| What is asked |
Locate every line in the records below that holds the word "this" and return each one.
***
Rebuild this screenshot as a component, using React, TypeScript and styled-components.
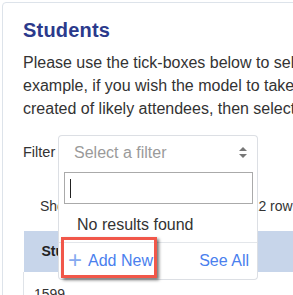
import React from "react";
import styled, { createGlobalStyle } from "styled-components";

const Global = createGlobalStyle`
  html, body { margin: 0; padding: 0; background: #ffffff; overflow: hidden; }
  body { font-family: "Liberation Sans", Arial, sans-serif; color: #333333; }
  * { box-sizing: border-box; }
`;

const Card = styled.section`
  margin: 2px 0 0 2px;
  width: 700px;
  min-height: 320px;
  border: 1px solid #dde3ea;
  border-radius: 4px;
  padding: 14px 20px 0 20px;
  background: #fff;
`;

const Heading = styled.h2`
  margin: 0;
  font-family: "Liberation Sans", Arial, sans-serif;
  font-weight: 700;
  font-size: 20px;
  letter-spacing: 0.2px;
  line-height: 26px;
  color: #2b3a8c;
`;

const Intro = styled.p`
  margin: 8px 0 0 0;
  font-size: 16px;
  line-height: 23px;
  white-space: nowrap;
`;

const FilterRow = styled.div`
  display: flex;
  align-items: center;
  margin-top: 15px;
`;

const Label = styled.span`
  width: 35px;
  font-size: 14.5px;
  line-height: 20px;
  white-space: nowrap;
`;

const SelectWrap = styled.div`
  position: relative;
  width: 200px;
`;

const SelectBox = styled.div`
  height: 34px;
  border: 1px solid #dcdfe4;
  border-bottom: none;
  border-radius: 4px 4px 0 0;
  display: flex;
  align-items: center;
  justify-content: space-between;
  padding: 0 10px 0 15px;
  font-size: 16px;
  color: #9a9a9a;
  background: #fff;
`;

const Arrows = styled.svg`
  width: 8px;
  height: 11px;
  display: block;
`;

const Dropdown = styled.div`
  position: absolute;
  top: 34px;
  left: 0;
  width: 200px;
  height: 111px;
  border: 1px solid #dcdfe4;
  border-top: none;
  border-radius: 0 0 4px 4px;
  background: #fff;
  display: flex;
  flex-direction: column;
  z-index: 2;
`;

const Search = styled.div`
  margin: 3px 4px 0 5px;
  height: 32px;
  border: 1px solid #aaaaaa;
  display: flex;
  align-items: center;
  padding-left: 5px;
`;

const Caret = styled.span`
  width: 1px;
  height: 19px;
  background: #222;
`;

const Empty = styled.div`
  padding: 3px 0 0 18px;
  height: 38px;
  display: flex;
  align-items: center;
  font-size: 16px;
  color: #333;
`;

const Footer = styled.div`
  position: relative;
  flex: 1;
  border-top: 1px solid #e3e6ea;
  display: flex;
  align-items: center;
  justify-content: space-between;
  padding: 0 8px 0 9px;
`;

const Action = styled.span`
  font-size: 16px;
  color: #4a80ee;
  display: flex;
  align-items: center;
  gap: 6px;
`;

const Plus = styled.span`
  font-size: 24px;
  font-weight: 300;
  color: #86aaf0;
  line-height: 1;
  margin-top: -2px;
`;

const Highlight = styled.div`
  position: absolute;
  left: 2px;
  top: -6px;
  width: 96px;
  height: 41px;
  border: 3px solid #f1574a;
  box-shadow: 2px 2px 3px rgba(0, 0, 0, 0.55);
  pointer-events: none;
`;

const Summary = styled.div`
  margin: 27px 0 0 17px;
  font-size: 14px;
  line-height: 20px;
  white-space: nowrap;
`;

const Table = styled.table`
  margin-top: 15px;
  border-collapse: collapse;
  width: 640px;
  font-size: 14px;
`;

const HeadCell = styled.th`
  background: #c7d5ea;
  text-align: left;
  font-weight: 700;
  height: 41px;
  padding: 0 0 2px 18px;
  color: #222;
`;

const Cell = styled.td`
  border-left: 1px solid #dfe3e8;
  padding: 12px 10px;
  line-height: 20px;
`;

export default function App() {
  return (
    <>
      <Global />
      <Card>
        <Heading>Students</Heading>
        <Intro>
          Please use the tick-boxes below to select the students you wish to include. For
          <br />
          example, if you wish the model to take account of a particular event, and have a list
          <br />
          created of likely attendees, then select them here.
        </Intro>
        <FilterRow>
          <Label>Filter</Label>
          <SelectWrap>
            <SelectBox>
              Select a filter
              <Arrows viewBox="0 0 8 11">
                <path d="M4 0 L8 4 L0 4 Z" fill="#777" />
                <path d="M0 7 L8 7 L4 11 Z" fill="#777" />
              </Arrows>
            </SelectBox>
            <Dropdown>
              <Search>
                <Caret />
              </Search>
              <Empty>No results found</Empty>
              <Footer>
                <Action>
                  <Plus>+</Plus>Add New
                </Action>
                <Action>See All</Action>
                <Highlight />
              </Footer>
            </Dropdown>
          </SelectWrap>
        </FilterRow>
        <Summary>Showing 1 to 100 rows out of 10,112 rows</Summary>
        <Table>
          <thead>
            <tr>
              <HeadCell>Student ID</HeadCell>
              <HeadCell>Name</HeadCell>
            </tr>
          </thead>
          <tbody>
            <tr>
              <Cell>1599</Cell>
              <Cell>Student</Cell>
            </tr>
          </tbody>
        </Table>
      </Card>
    </>
  );
}
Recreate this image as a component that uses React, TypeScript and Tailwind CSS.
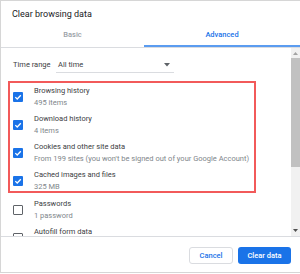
const items = [
  { label: "Browsing history", sub: "495 items", checked: true },
  { label: "Download history", sub: "4 items", checked: true },
  { label: "Cookies and other site data", sub: "From 199 sites (you won't be signed out of your Google Account)", checked: true },
  { label: "Cached images and files", sub: "325 MB", checked: true },
];

const rest = [
  { label: "Passwords", sub: "1 password", checked: false },
  { label: "Autofill form data", sub: "", checked: false },
];

function Checkbox({ checked }: { checked: boolean }) {
  if (!checked) {
    return <div className="w-[10px] h-[10px] shrink-0 rounded-[1px] border-[1.5px] border-[#5f6368] mt-[9px]" />;
  }
  return (
    <div className="w-[10px] h-[10px] shrink-0 rounded-[1px] bg-[#1a73e8] mt-[9px] flex items-center justify-center">
      <svg width="8" height="8" viewBox="0 0 8 8">
        <path d="M1.3 4.1 L3.2 6 L6.8 2.2" fill="none" stroke="white" strokeWidth="1.3" />
      </svg>
    </div>
  );
}

function Row({ label, sub, checked, h = "h-[28px]" }: { label: string; sub: string; checked: boolean; h?: string }) {
  return (
    <div className={`flex gap-[11px] ${h}`}>
      <Checkbox checked={checked} />
      <div className="pt-[3px] flex flex-col gap-[2px] whitespace-nowrap">
        <div className="h-[10px] leading-[10px] text-[7.5px] text-[#3c4043]">{label}</div>
        {sub && <div className="h-[10px] leading-[10px] text-[7.5px] text-[#80868b]">{sub}</div>}
      </div>
    </div>
  );
}

export default function App() {
  return (
    <div className="w-[300px] h-[273px] bg-white border-l border-t border-b border-[#d6d6d6] flex flex-col font-['Roboto',sans-serif] overflow-hidden">
      <div className="h-[22px] pl-[11px] pt-[7px] text-[9px] leading-[12px] text-[#202124]">Clear browsing data</div>

      <div className="h-[25px] grid grid-cols-[143px_1fr] border-b border-[#dadce0] text-[7.5px] font-medium">
        <div className="flex items-center justify-center text-[#9aa0a6] pb-[1px]">Basic</div>
        <div className="flex items-center justify-center text-[#1a73e8] border-b-2 border-[#5b9cf0] mt-[1px]">Advanced</div>
      </div>

      <div className="h-[188px] flex">
        <div className="flex-1 overflow-hidden">
          <div className="h-[33px] flex items-center pl-[12px] text-[7.5px] text-[#3c4043]">
            <span className="w-[45px]">Time range</span>
            <div className="w-[118px] h-[16px] flex items-center justify-between border-b border-[#dadce0] pl-[0px] pr-[4px] -ml-[2px] mt-[1px]">
              <span className="pl-[2px]">All time</span>
              <svg width="6" height="4" viewBox="0 0 6 4">
                <path d="M0 0 L6 0 L3 3.5 Z" fill="#5f6368" />
              </svg>
            </div>
          </div>

          <div className="ml-[7px] w-[248px] border-2 border-[#f25a5a] pl-[3px]">
            {items.map((it, i) => (
              <Row key={it.label} {...it} h={i === 3 ? "h-[24px]" : "h-[28px]"} />
            ))}
          </div>

          <div className="pl-[12px] pt-[3px]">
            {rest.map((it) => (
              <Row key={it.label} {...it} />
            ))}
          </div>
        </div>

        <div className="w-[9px] bg-[#f1f1f1] flex flex-col items-center">
          <div className="h-[10px] flex items-center justify-center">
            <svg width="5" height="3" viewBox="0 0 5 3">
              <path d="M0 3 L5 3 L2.5 0 Z" fill="#a3a3a3" />
            </svg>
          </div>
          <div className="w-full h-[109px] bg-[#c1c1c1]" />
          <div className="flex-1" />
          <div className="h-[12px] flex items-center justify-center">
            <svg width="5" height="3" viewBox="0 0 5 3">
              <path d="M0 0 L5 0 L2.5 3 Z" fill="#505050" />
            </svg>
          </div>
        </div>
      </div>

      <div className="flex-1 border-t border-[#dadce0] flex justify-end items-start pt-[10px] pr-[9px] gap-[5px]">
        <button className="w-[44px] h-[17px] rounded-[3px] border border-[#dadce0] bg-white text-[7.5px] font-medium text-[#1a73e8]">Cancel</button>
        <button className="w-[53px] h-[17px] rounded-[3px] bg-[#1a73e8] text-[7.5px] font-medium text-white">Clear data</button>
      </div>
    </div>
  );
}
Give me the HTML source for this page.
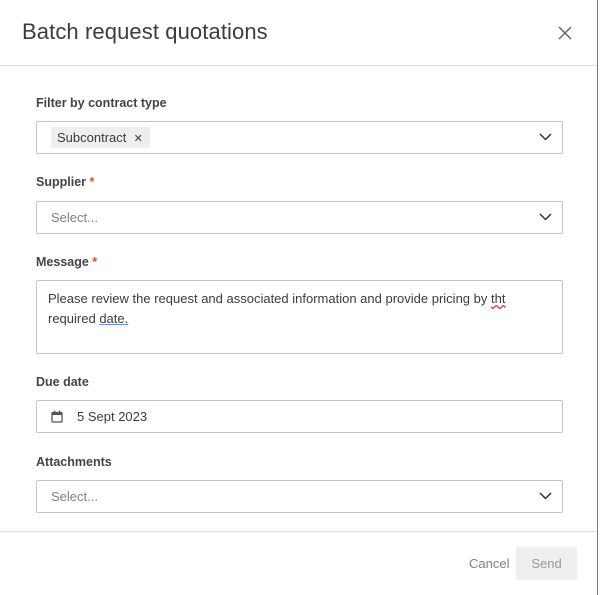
<!DOCTYPE html>
<html><head><style>
*{box-sizing:border-box;margin:0;padding:0}
body{width:600px;height:595px;background:#fff;font-family:"Liberation Sans",sans-serif;color:#3c3c3c;position:relative;overflow:hidden}
.edge{position:absolute;right:2px;top:0;width:1px;height:595px;background:#777}
.title{position:absolute;left:22px;top:19px;font-size:22px;color:#3c3c3c;letter-spacing:0.1px}
.hr{position:absolute;left:0;width:597px;height:1px;background:#ddd}
.lbl{position:absolute;left:36px;font-size:12.5px;font-weight:bold;color:#444}
.lbl span{color:#d74e26}
.in{position:absolute;left:36px;width:527px;height:33px;border:1px solid #c4c4c4;border-radius:2px;font-size:13px}
.ph{position:absolute;left:14px;top:8px;color:#808080}
.chev{position:absolute;right:10px;top:10px}
.chip{position:absolute;left:14px;top:5px;height:21px;background:#eee;border-radius:2px;padding:3px 7px 0 6px;font-size:13px;color:#3c3c3c}
</style></head><body>
<div class="edge"></div>
<div class="title">Batch request quotations</div>
<svg style="position:absolute;left:558px;top:26px" width="14" height="14" viewBox="0 0 14 14"><path d="M1 1L13 13M13 1L1 13" stroke="#666" stroke-width="1.5"/></svg>
<div class="hr" style="top:65px"></div>

<div class="lbl" style="top:96px">Filter by contract type</div>
<div class="in" style="top:121px"><div class="chip">Subcontract &nbsp;<span style="font-size:11px">✕</span></div>
<svg class="chev" width="13" height="10" viewBox="0 0 13 10"><path d="M1 2L6.5 7.5L12 2" fill="none" stroke="#333" stroke-width="1.5"/></svg></div>

<div class="lbl" style="top:175px">Supplier <span>*</span></div>
<div class="in" style="top:201px"><div class="ph">Select...</div>
<svg class="chev" width="13" height="10" viewBox="0 0 13 10"><path d="M1 2L6.5 7.5L12 2" fill="none" stroke="#333" stroke-width="1.5"/></svg></div>

<div class="lbl" style="top:255px">Message <span>*</span></div>
<div class="in" style="top:280px;height:74px"><div style="position:absolute;left:11px;top:8px;width:505px;line-height:20px;font-size:13px;color:#3c3c3c">Please review the request and associated information and provide pricing by <span style="text-decoration:underline wavy #e03030">tht</span> required <span style="text-decoration:underline #6b8cf0">date.</span></div></div>

<div class="lbl" style="top:375px">Due date</div>
<div class="in" style="top:400px">
<svg style="position:absolute;left:14px;top:9px" width="12" height="13" viewBox="0 0 12 13"><rect x="1" y="2.5" width="10" height="9.5" rx="1" fill="none" stroke="#555" stroke-width="1.3"/><rect x="1" y="2.5" width="10" height="2.5" fill="#555"/><path d="M3.5 0.5V3M8.5 0.5V3" stroke="#555" stroke-width="1.3"/></svg>
<div style="position:absolute;left:40px;top:8px;color:#3c3c3c">5 Sept 2023</div></div>

<div class="lbl" style="top:455px">Attachments</div>
<div class="in" style="top:480px"><div class="ph">Select...</div>
<svg class="chev" width="13" height="10" viewBox="0 0 13 10"><path d="M1 2L6.5 7.5L12 2" fill="none" stroke="#333" stroke-width="1.5"/></svg></div>

<div class="hr" style="top:531px"></div>
<div style="position:absolute;left:469px;top:556px;font-size:13px;color:#808080">Cancel</div>
<div style="position:absolute;left:516px;top:547px;width:61px;height:33px;background:#eee;color:#999;font-size:13px;text-align:center;line-height:33px">Send</div>
</body></html>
***
| Exercise result |
Rebuild this screenshot as a component, using React, TypeScript and styled-components.
Recreate this image as a component that uses React, TypeScript and Tailwind CSS.
Give me the HTML source for this page.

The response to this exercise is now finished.